Problem statement >>
Extract the lines from the start through the line that holds "import React from", both included, omitting all images.

Rows from a dataset of pages and code >>
-- start --

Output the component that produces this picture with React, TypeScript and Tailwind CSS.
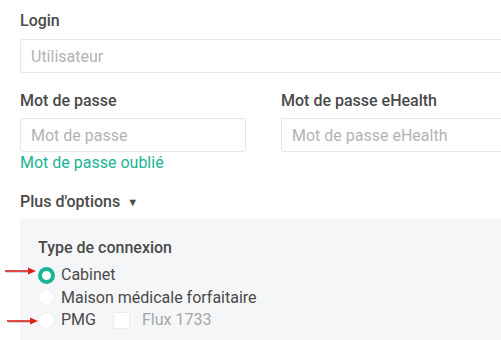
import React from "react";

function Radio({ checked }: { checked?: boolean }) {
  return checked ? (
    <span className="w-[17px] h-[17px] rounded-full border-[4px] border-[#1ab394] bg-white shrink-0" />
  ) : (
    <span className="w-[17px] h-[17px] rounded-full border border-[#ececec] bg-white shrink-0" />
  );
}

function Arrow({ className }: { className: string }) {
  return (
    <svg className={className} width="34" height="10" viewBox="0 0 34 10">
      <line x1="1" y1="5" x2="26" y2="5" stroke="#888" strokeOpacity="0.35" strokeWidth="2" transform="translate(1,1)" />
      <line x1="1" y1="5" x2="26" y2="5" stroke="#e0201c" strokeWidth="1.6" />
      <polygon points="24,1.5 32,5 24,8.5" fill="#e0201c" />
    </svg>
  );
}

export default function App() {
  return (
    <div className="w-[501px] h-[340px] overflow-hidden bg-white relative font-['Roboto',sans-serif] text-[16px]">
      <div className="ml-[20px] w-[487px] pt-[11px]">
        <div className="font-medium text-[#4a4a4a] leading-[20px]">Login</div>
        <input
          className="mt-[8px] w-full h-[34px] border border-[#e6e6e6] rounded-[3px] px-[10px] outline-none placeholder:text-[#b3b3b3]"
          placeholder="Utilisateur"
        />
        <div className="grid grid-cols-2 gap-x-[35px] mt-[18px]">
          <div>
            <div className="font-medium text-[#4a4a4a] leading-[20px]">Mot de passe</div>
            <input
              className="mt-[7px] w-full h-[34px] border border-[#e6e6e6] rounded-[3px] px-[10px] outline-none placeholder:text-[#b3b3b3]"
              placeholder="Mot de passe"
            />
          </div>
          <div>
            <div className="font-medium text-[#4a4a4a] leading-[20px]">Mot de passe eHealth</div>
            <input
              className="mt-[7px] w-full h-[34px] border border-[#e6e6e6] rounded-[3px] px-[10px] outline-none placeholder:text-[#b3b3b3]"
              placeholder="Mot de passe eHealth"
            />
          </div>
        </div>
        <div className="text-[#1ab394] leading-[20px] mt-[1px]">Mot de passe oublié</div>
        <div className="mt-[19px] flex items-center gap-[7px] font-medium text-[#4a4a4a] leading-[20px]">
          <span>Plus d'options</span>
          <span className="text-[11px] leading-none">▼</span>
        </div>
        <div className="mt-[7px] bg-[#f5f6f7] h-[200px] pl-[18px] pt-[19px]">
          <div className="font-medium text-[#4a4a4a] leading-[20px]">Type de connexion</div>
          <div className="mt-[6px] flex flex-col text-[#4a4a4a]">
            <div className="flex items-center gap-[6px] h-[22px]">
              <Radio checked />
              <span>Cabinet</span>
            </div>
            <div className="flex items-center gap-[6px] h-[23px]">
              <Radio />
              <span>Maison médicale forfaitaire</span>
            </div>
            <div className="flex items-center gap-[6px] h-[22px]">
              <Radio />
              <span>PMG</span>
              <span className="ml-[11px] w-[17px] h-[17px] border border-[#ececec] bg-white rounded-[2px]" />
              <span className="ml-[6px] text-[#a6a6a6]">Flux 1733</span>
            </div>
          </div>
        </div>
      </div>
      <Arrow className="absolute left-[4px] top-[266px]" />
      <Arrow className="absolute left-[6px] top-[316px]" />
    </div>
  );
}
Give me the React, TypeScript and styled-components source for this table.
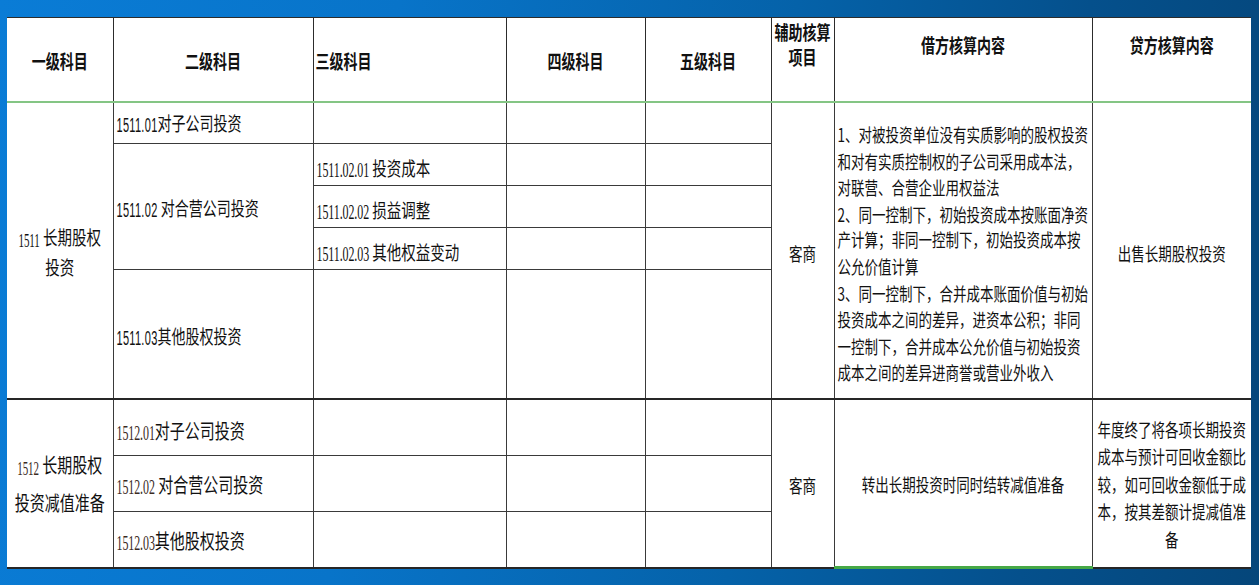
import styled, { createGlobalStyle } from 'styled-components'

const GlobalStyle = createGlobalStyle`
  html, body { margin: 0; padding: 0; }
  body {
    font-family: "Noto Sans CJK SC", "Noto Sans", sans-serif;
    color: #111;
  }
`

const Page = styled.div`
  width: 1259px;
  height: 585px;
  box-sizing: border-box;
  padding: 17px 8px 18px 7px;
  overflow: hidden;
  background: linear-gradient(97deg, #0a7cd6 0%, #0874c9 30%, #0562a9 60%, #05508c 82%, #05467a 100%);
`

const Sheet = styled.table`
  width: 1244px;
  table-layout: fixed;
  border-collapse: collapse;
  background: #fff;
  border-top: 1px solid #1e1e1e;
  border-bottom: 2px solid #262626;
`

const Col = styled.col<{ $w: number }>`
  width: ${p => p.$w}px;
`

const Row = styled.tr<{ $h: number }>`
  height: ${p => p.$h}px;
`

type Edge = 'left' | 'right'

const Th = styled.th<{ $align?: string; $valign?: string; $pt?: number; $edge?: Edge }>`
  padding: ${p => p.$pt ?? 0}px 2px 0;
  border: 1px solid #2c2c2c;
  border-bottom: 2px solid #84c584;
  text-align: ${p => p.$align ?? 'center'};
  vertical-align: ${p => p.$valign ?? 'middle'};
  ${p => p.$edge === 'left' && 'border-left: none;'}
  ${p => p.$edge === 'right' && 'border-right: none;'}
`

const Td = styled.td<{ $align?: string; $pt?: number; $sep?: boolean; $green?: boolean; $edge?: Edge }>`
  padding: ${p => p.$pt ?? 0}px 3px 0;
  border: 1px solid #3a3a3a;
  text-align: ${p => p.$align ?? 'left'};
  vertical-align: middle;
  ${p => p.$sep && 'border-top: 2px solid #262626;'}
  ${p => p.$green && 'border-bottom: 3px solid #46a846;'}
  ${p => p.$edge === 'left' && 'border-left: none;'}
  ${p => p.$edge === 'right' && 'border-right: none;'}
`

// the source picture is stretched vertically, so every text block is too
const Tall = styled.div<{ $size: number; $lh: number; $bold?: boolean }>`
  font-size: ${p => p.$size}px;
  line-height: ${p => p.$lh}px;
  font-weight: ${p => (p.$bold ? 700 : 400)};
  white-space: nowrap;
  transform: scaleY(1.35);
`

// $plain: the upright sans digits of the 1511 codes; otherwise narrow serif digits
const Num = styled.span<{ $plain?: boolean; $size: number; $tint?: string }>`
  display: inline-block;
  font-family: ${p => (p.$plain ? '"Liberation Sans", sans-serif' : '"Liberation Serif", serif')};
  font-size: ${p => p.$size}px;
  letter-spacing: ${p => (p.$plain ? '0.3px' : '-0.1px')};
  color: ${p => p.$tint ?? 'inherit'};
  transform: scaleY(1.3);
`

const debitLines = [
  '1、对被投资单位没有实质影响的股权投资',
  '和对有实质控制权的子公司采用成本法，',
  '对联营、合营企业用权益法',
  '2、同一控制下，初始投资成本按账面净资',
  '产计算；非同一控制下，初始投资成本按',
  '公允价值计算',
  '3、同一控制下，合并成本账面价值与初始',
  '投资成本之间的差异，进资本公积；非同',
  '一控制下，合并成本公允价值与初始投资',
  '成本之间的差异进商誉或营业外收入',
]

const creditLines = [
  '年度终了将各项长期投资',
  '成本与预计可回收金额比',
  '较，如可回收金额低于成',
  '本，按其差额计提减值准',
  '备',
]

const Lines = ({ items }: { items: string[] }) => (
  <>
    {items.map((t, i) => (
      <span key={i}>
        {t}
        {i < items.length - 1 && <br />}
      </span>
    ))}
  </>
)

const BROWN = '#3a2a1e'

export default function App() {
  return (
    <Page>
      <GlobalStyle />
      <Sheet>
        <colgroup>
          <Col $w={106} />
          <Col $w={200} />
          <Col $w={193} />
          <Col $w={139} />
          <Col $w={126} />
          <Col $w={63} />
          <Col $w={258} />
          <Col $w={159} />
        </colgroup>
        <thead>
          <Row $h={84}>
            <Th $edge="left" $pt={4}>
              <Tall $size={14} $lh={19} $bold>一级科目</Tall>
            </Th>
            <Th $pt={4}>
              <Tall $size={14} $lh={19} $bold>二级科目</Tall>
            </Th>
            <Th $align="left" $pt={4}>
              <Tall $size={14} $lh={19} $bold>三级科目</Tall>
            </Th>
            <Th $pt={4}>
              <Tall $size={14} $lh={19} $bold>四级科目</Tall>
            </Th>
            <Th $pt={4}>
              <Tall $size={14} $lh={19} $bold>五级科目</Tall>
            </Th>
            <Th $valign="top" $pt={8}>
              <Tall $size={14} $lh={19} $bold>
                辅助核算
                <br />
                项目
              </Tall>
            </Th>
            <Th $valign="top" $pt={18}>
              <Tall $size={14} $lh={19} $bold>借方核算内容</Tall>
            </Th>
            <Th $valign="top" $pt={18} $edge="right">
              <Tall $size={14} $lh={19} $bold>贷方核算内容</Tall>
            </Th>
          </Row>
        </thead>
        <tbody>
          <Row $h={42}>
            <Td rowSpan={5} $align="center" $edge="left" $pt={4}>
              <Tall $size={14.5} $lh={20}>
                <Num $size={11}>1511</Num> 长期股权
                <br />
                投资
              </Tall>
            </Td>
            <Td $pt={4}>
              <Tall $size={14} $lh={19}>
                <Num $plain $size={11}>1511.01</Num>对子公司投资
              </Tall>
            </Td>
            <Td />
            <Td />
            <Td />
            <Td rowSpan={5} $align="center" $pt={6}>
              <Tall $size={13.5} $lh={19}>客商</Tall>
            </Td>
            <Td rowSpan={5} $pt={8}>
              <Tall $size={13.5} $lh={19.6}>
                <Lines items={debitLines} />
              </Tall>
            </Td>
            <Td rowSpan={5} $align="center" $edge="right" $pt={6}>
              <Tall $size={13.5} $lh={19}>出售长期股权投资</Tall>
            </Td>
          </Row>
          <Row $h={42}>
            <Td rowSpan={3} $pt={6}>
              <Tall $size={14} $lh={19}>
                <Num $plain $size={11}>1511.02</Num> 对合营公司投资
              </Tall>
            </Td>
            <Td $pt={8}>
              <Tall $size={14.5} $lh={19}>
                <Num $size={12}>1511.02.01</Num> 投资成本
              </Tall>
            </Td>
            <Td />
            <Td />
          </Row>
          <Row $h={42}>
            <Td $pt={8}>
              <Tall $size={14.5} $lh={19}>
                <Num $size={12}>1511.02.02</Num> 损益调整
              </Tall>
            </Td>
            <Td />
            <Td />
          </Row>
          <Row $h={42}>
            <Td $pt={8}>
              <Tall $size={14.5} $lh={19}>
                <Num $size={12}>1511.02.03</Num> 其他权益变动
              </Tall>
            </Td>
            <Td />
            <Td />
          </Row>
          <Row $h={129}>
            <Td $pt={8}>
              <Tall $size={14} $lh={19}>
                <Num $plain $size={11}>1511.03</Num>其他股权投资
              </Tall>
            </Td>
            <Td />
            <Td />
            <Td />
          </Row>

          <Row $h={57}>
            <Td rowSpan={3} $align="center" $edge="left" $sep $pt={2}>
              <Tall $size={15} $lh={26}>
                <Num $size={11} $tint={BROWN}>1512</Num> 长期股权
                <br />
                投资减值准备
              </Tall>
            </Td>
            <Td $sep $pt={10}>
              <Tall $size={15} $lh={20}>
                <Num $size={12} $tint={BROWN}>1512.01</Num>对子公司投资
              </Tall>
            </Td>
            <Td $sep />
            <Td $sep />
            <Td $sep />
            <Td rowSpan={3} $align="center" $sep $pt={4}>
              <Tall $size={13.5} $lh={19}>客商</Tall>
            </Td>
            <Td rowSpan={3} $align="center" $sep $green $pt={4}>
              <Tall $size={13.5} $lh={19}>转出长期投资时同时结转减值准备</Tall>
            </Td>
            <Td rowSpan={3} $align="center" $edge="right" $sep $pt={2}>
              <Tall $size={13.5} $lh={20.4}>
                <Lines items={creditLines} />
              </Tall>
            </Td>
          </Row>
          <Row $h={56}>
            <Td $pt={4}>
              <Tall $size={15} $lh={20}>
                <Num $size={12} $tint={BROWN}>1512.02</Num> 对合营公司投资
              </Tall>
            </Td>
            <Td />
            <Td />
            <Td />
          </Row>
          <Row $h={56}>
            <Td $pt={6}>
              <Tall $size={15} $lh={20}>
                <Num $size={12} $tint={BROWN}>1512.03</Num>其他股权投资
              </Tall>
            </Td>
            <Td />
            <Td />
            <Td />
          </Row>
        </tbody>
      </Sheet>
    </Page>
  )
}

-- end --

Exercise output >>
Output the component that produces this picture with React, TypeScript and Tailwind CSS.
import React from "react";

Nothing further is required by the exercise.